Dieser Einwand, so glaubt Kevin Langergraber vom Max-Planck-Institut für evolutionäre Anthropologie in Leipzig, sei mit der neuen Studie vom Tisch. "Die Ngogo-Schimpansen wurden nicht von Menschen gefüttert", sagt der Primatenforscher. "Das dürfte die Kritik verstummen lassen, solches Verhalten sei unnatürlich."

Die US-Forscher beschreiben detailliert, wie Trupps von meist männlichen Schimpansen gezielt in Nachbarreviere eindringen. "Die Patrouillen sind still und bewegen sich mit List", erklärt Mitani. "Sie halten regelmäßig an, um die Umgebung zu sondieren, denn sie suchen nach anderen Schimpansen. Sie greifen nur dann an, wenn sie ihren Gegnern an Zahl weit überlegen sind."

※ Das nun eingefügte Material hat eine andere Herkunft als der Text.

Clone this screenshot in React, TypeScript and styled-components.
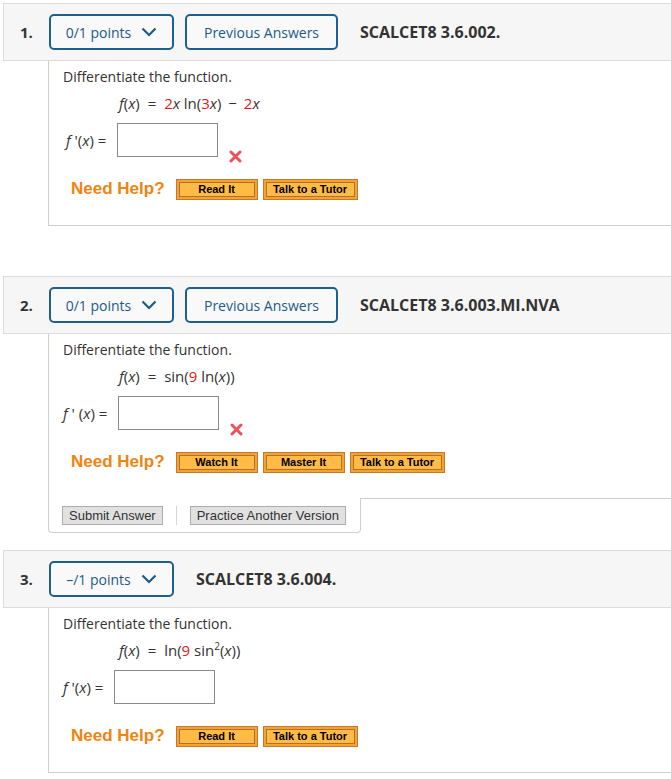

"Bausteine menschlichen Verhaltens"

Sylvia Amsler von der Universität Arkansas, die einem Trupp von 28 Ngogo-Schimpansen folgte, beschreibt eine Attacke: "Sie waren seit über zwei Stunden außerhalb ihres Reviers unterwegs, als sie eine kleine Gruppe von Weibchen überraschten", berichtet sie. "Fast sofort nach dem Kontakt attackierten die Männchen des Trupps die Weibchen, von denen zwei Junge trugen." Sofort packten die Angreifer eines der Jungtiere und töteten es. Das andere Muttertier versuchte lange, seinen Nachwuchs gegen die Übermacht zu beschützen, am Ende vermutlich vergebens. "Obwohl sie das Jungtier der Mutter nicht wegnehmen konnten, wurde es offensichtlich sehr schwer verletzt", sagt Amsler. "Wir glauben nicht, dass es überlebt hat."

Auch wenn solche Gewaltexzessen an menschliche Aggressionen erinnern, bezweifelt Mitani, dass seine Beobachtung als Parallele zu menschlichen Kriegszügen taugt. "Krieg im menschlichen Sinne findet aus vielen verschiedenen Gründen statt", sagt Mitani. "Ich glaube nicht, dass es dabei um das Gleiche geht." Stattdessen zeige das Affenverhalten, was den Homo sapiens so einzigartig mache: Im Gegensatz zu anderen Spezies sei der Mensch gewöhnlich extrem kooperativ.

Max-Planck-Forscher Langergraber sieht dennoch Parallelen zwischen dem Verhalten des Menschen und dem der Schimpansen. "Bei diesen Aggressionen zwischen Gruppen ging es im Grunde genommen um Ressourcen", sagt er. "Auch wenn Menschen aus vielen anderen und oft komplexeren Gründen streiten, kann man dies als Bausteine menschlichen Verhaltens betrachten."